Beyond raw performance, TabPFN brings foundation model capabilities to tables: native handling of messy data without preprocessing, built-in uncertainty estimation, synthetic data generation, and transfer learning - all in a few lines of Python code. Whether you're building risk models, accelerating scientific research, or optimizing business decisions, TabPFN represents the next major transformation in how we analyze data. Join us to explore and learn how to leverage these new capabilities in your work.

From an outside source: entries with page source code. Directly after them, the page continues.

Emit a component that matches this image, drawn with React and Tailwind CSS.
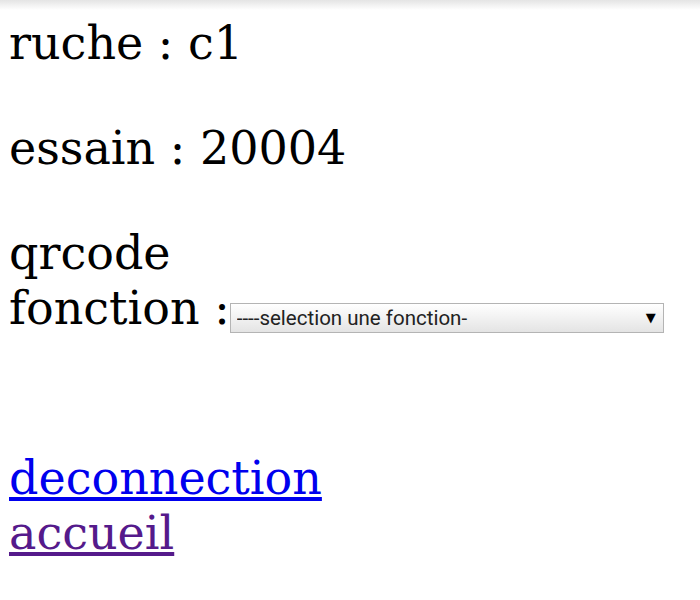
export default function App() {
  return (
    <div className="min-h-[600px] bg-white">
      {/* toolbar shadow */}
      <div className="h-[10px] bg-gradient-to-b from-[#e4e4e4] to-white" />
      <div className="pl-[9px] text-[46px] leading-[55px] text-black" style={{ fontFamily: '"DejaVu Serif", serif' }}>
        <p className="mt-[6px]">ruche : c1</p>
        <p className="mt-[50px]">essain : 20004</p>
        <p className="mt-[50px]">
          qrcode
          <br />
          fonction :
          <span className="relative inline-block align-[-1px]">
            <select className="block h-[30px] w-[434px] border border-[#b4b4b4] bg-gradient-to-b from-white to-[#e4e4e4] pl-[6px] text-[20.5px] leading-[24px] text-[#222] appearance-none" style={{ fontFamily: 'Roboto, sans-serif' }}>
              <option>----selection une fonction-</option>
            </select>
            <span className="pointer-events-none absolute right-[8px] top-1/2 -translate-y-1/2 text-[13px] leading-[14px] text-black" style={{ fontFamily: '"DejaVu Sans", sans-serif' }}>▼</span>
          </span>
        </p>
        <p className="mt-[115px]">
          <a href="#" className="text-[#0000ee] underline">deconnection</a>
          <br />
          <a href="#" className="text-[#551a8b] underline">accueil</a>
        </p>
      </div>
    </div>
  );
}
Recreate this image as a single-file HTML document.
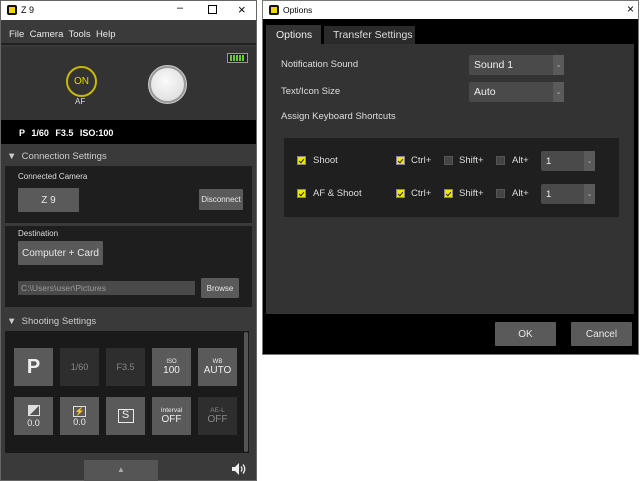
<!DOCTYPE html>
<html><head><meta charset="utf-8"><style>
*{box-sizing:border-box;margin:0;padding:0}
body{width:640px;height:481px;background:#fff;position:relative;overflow:hidden;font-family:"Liberation Sans",sans-serif;font-size:9px;color:#ddd}
.a{position:absolute}
.btn{position:absolute;background:#5a5a5a;color:#e8e8e8;display:flex;align-items:center;justify-content:center;border-radius:1px}
.tile{position:absolute;width:39px;height:38px;background:#5a5a5a;color:#eee;display:flex;flex-direction:column;align-items:center;justify-content:center;text-align:center}
.tile.d{background:#2e2e2e;color:#888}
.cb{position:absolute;width:9px;height:9px;background:#f2e600;border:1px solid #888}
.cb::after{content:"";position:absolute;left:2px;top:1px;width:2px;height:4px;border:solid #222;border-width:0 1px 1px 0;transform:rotate(40deg)}
.cb.off{background:#444;border-color:#555}
.cb.off::after{display:none}
.sel{position:absolute;background:#4a4a4a;color:#eee;display:flex;align-items:center;padding-left:5px;border-radius:2px}
.sel::after{content:"⌄";position:absolute;right:0;top:0;bottom:0;width:11px;background:#5a5a5a;font-size:7px;color:#bbb;display:flex;justify-content:center;align-items:center}
.lb{position:absolute;font-size:9.5px}
</style></head><body>
<!-- LEFT WINDOW -->
<div class="a" style="left:0;top:0;width:257px;height:481px;background:#3a3a3a;border:1px solid #666"></div>
<div class="a" style="left:1px;top:1px;width:255px;height:19px;background:#fff;color:#000;font-size:9px">
 <div class="a" style="left:6px;top:4px;width:10px;height:10px;background:#111;border-radius:2px"><div class="a" style="left:2px;top:2px;width:6px;height:6px;background:#f0d800"></div></div>
 <div class="a" style="left:20px;top:4px">Z 9</div>
 <div class="a" style="left:176px;top:1px;font-size:11px">–</div>
 <div class="a" style="left:207px;top:4px;width:9px;height:9px;border:1px solid #000"></div>
 <div class="a" style="left:237px;top:1px;font-size:13px">×</div>
</div>
<div class="a" style="left:1px;top:20px;width:255px;height:25px;background:#3a3a3a;color:#e8e8e8;font-size:9.5px;padding:9px 0 0 8px;border-bottom:2px solid #222">File&nbsp; Camera&nbsp; Tools&nbsp; Help</div>
<div class="a" style="left:1px;top:47px;width:255px;height:73px;background:#333"></div>
<div class="a" style="left:66px;top:66px;width:31px;height:31px;border-radius:50%;border:2px solid #c8b800;color:#e6d600;font-size:10px;display:flex;align-items:center;justify-content:center">ON</div>
<div class="a" style="left:75px;top:97px;color:#ddd;font-size:8px">AF</div>
<div class="a" style="left:148px;top:65px;width:39px;height:39px;border-radius:50%;background:#999;border:1px solid #ccc"></div>
<div class="a" style="left:151px;top:68px;width:33px;height:33px;border-radius:50%;background:radial-gradient(circle at 45% 40%,#fafafa,#d8d8d8)"></div>
<div class="a" style="left:227px;top:53px;width:21px;height:10px;border:1px solid #999;background:#222"><div class="a" style="left:2px;top:1px;width:15px;height:6px;background:repeating-linear-gradient(90deg,#6c3 0 2px,#222 2px 3px)"></div></div>
<div class="a" style="left:1px;top:120px;width:255px;height:24px;background:#000;color:#fff;font-weight:bold;font-size:9px;padding:8px 0 0 18px;word-spacing:4px">P 1/60 F3.5 ISO:100</div>
<div class="a" style="left:7px;top:151px;font-size:9.5px;color:#ccc">▼&nbsp; Connection Settings</div>
<div class="a" style="left:5px;top:166px;width:247px;height:57px;background:#1e1e1e"></div>
<div class="a" style="left:18px;top:172px;font-size:8px">Connected Camera</div>
<div class="btn" style="left:18px;top:188px;width:61px;height:24px;font-size:10px">Z 9</div>
<div class="btn" style="left:199px;top:189px;width:44px;height:21px;font-size:8px">Disconnect</div>
<div class="a" style="left:5px;top:226px;width:247px;height:81px;background:#1e1e1e"></div>
<div class="a" style="left:18px;top:229px;font-size:8px">Destination</div>
<div class="btn" style="left:18px;top:241px;width:85px;height:24px;font-size:10px">Computer + Card</div>
<div class="a" style="left:18px;top:281px;width:177px;height:14px;background:#4a4a4a;color:#999;font-size:8.5px;padding:2px 0 0 3px">C:\Users\user\Pictures</div>
<div class="btn" style="left:201px;top:278px;width:38px;height:20px;font-size:8px">Browse</div>
<div class="a" style="left:7px;top:316px;font-size:9.5px;color:#ccc">▼&nbsp; Shooting Settings</div>
<div class="a" style="left:5px;top:331px;width:244px;height:122px;background:#1a1a1a"></div>
<div class="a" style="left:244px;top:332px;width:4px;height:120px;background:#555;border-radius:2px"></div>
<div class="tile" style="left:14px;top:348px;font-size:20px;font-weight:bold">P</div>
<div class="tile d" style="left:60px;top:348px;font-size:9px">1/60</div>
<div class="tile d" style="left:106px;top:348px;font-size:9px">F3.5</div>
<div class="tile" style="left:152px;top:348px;font-size:10px"><span style="font-size:6px">ISO</span>100</div>
<div class="tile" style="left:198px;top:348px;font-size:10px"><span style="font-size:6px">WB</span>AUTO</div>
<div class="tile" style="left:14px;top:397px;font-size:9px"><span style="display:inline-block;width:12px;height:11px;border:1px solid #ddd;background:linear-gradient(135deg,#ddd 50%,#555 50%);margin-bottom:2px"></span>0.0</div>
<div class="tile" style="left:60px;top:397px;font-size:9px"><span style="display:inline-block;width:13px;height:11px;border:1px solid #ddd;font-size:8px;line-height:9px;font-weight:bold">⚡</span>0.0</div>
<div class="tile" style="left:106px;top:397px"><span style="display:inline-block;width:16px;height:14px;border:1.5px solid #eee;font-size:11px;line-height:11px">S</span></div>
<div class="tile" style="left:152px;top:397px;font-size:10px"><span style="font-size:6.5px">Interval</span>OFF</div>
<div class="tile d" style="left:198px;top:397px;font-size:10px"><span style="font-size:6.5px">AE-L</span>OFF</div>
<div class="a" style="left:1px;top:458px;width:255px;height:22px;background:#3a3a3a"></div>
<div class="a" style="left:84px;top:460px;width:74px;height:21px;background:#555;color:#aaa;font-size:8px;text-align:center;padding-top:5px">▲</div>
<svg class="a" style="left:231px;top:462px" width="16" height="14" viewBox="0 0 16 14"><path d="M1 5h3l4-4v12l-4-4H1z" fill="#eee"/><path d="M10 4.5q2 2.5 0 5M12 2.5q3.5 4.5 0 9" stroke="#eee" stroke-width="1.3" fill="none"/></svg>
<!-- RIGHT WINDOW -->
<div class="a" style="left:262px;top:0;width:377px;height:355px;background:#000;border:1px solid #777"></div>
<div class="a" style="left:263px;top:1px;width:375px;height:18px;background:#fff;color:#000;font-size:8.5px">
 <div class="a" style="left:6px;top:4px;width:10px;height:10px;background:#111;border-radius:2px"><div class="a" style="left:2px;top:2px;width:6px;height:6px;background:#f0d800"></div></div>
 <div class="a" style="left:20px;top:4px">Options</div>
 <div class="a" style="left:364px;top:1px;font-size:12px">×</div>
</div>
<div class="a" style="left:266px;top:25px;width:55px;height:20px;background:#333;color:#eee;font-size:10.5px;padding:4px 0 0 10px">Options</div>
<div class="a" style="left:324px;top:26px;width:91px;height:18px;background:#2a2a2a;color:#ddd;font-size:10.5px;padding:3px 0 0 9px">Transfer Settings</div>
<div class="a" style="left:266px;top:44px;width:368px;height:270px;background:#333"></div>
<div class="lb" style="left:281px;top:59px">Notification Sound</div>
<div class="sel" style="left:469px;top:55px;width:95px;height:20px;font-size:10.5px">Sound 1</div>
<div class="lb" style="left:281px;top:86px">Text/Icon Size</div>
<div class="sel" style="left:469px;top:82px;width:95px;height:20px;font-size:10.5px">Auto</div>
<div class="lb" style="left:281px;top:111px">Assign Keyboard Shortcuts</div>
<div class="a" style="left:284px;top:138px;width:335px;height:79px;background:#1f1f1f"></div>
<div class="cb" style="left:297px;top:156px"></div><div class="lb" style="left:313px;top:155px">Shoot</div>
<div class="cb" style="left:396px;top:156px"></div><div class="lb" style="left:411px;top:155px">Ctrl+</div>
<div class="cb off" style="left:444px;top:156px"></div><div class="lb" style="left:459px;top:155px">Shift+</div>
<div class="cb off" style="left:496px;top:156px"></div><div class="lb" style="left:512px;top:155px">Alt+</div>
<div class="sel" style="left:541px;top:151px;width:54px;height:20px;font-size:9.5px">1</div>
<div class="cb" style="left:297px;top:189px"></div><div class="lb" style="left:313px;top:188px">AF &amp; Shoot</div>
<div class="cb" style="left:396px;top:189px"></div><div class="lb" style="left:411px;top:188px">Ctrl+</div>
<div class="cb" style="left:444px;top:189px"></div><div class="lb" style="left:459px;top:188px">Shift+</div>
<div class="cb off" style="left:496px;top:189px"></div><div class="lb" style="left:512px;top:188px">Alt+</div>
<div class="sel" style="left:541px;top:184px;width:54px;height:20px;font-size:9.5px">1</div>
<div class="btn" style="left:495px;top:322px;width:61px;height:24px;font-size:10px">OK</div>
<div class="btn" style="left:571px;top:322px;width:61px;height:24px;font-size:10px">Cancel</div>
</body></html>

TabPFN shows how foundation model concepts can advance tabular data analysis in Python. Published in Nature Magazine in January 2025, it found strong community adoption with >3,000+ GitHub stars and 1,000,000+ downloads.

Detailed Outline:

  1. Motivation
    - Why tabular data: examples of tabular prediction tasks and time series forecasting
    - Why foundation models for tabular data
    - Learning from the foundation model revolution in text and vision

  2. Technical Insights
    - How we adapted transformers for tabular data
    - Making in-context learning work for structured data
    - Performance characteristics and resource requirements
    - How to apply TabPFN to time series

  3. Practical Applications
    - When to choose TabPFN vs traditional methods
    - Resource requirements and scalability limits
    - What's next for TabPFN

  4. Colab Demo

  • Q&A

Key Takeaways:
- Practical understanding of TabPFN's capabilities and limitations
- Hands-on experience integrating with Python data science workflows
- Best practices for working with foundation models on tabular data
- Insight into emerging approaches for structured data analysis


Expected audience expertise: Domain:

Intermediate

Expected audience expertise: Python:

Intermediate

Public link to supporting material, e.g. videos, Github, etc.:

https://www.nature.com/articles/s41586-024-08328-6; https://github.com/PriorLabs/TabPFN

Frank is a Hector-Endowed Fellow and PI at the ELLIS Institute Tübingen and has been a full professor for Machine Learning at the University of Freiburg (Germany) since 2016. Previously, he has been an Emmy Noether Research Group Lead at the University of Freiburg since 2013. Before that, he did a PhD (2004-2009) and postdoc (2009-2013) at the University of British Columbia (UBC) in Canada. He received the 2010 CAIAC doctoral dissertation award for the best thesis in AI in Canada, as well as several best paper awards and prizes in international ML competitions. He is a Fellow of ELLIS and EurAI, Director of the ELLIS unit Freiburg, and the recipient of 3 ERC grants. Frank is best known for his research on automated machine learning (AutoML), including neural architecture search, efficient hyperparameter optimization, and meta-learning. He co-authored the first book on AutoML and the prominent AutoML tools Auto-WEKA, Auto-sklearn and Auto-PyTorch, won the first two AutoML challenges with his team, is co-teaching the first MOOC on AutoML, co-organized 15 AutoML-related workshops at ICML, NeurIPS and ICLR, and founded the AutoML conference as general chair in 2022. In recent years, his focus has been on the intersection of foundation models and AutoML, prominently including the first foundation model for tabular data, TabPFN.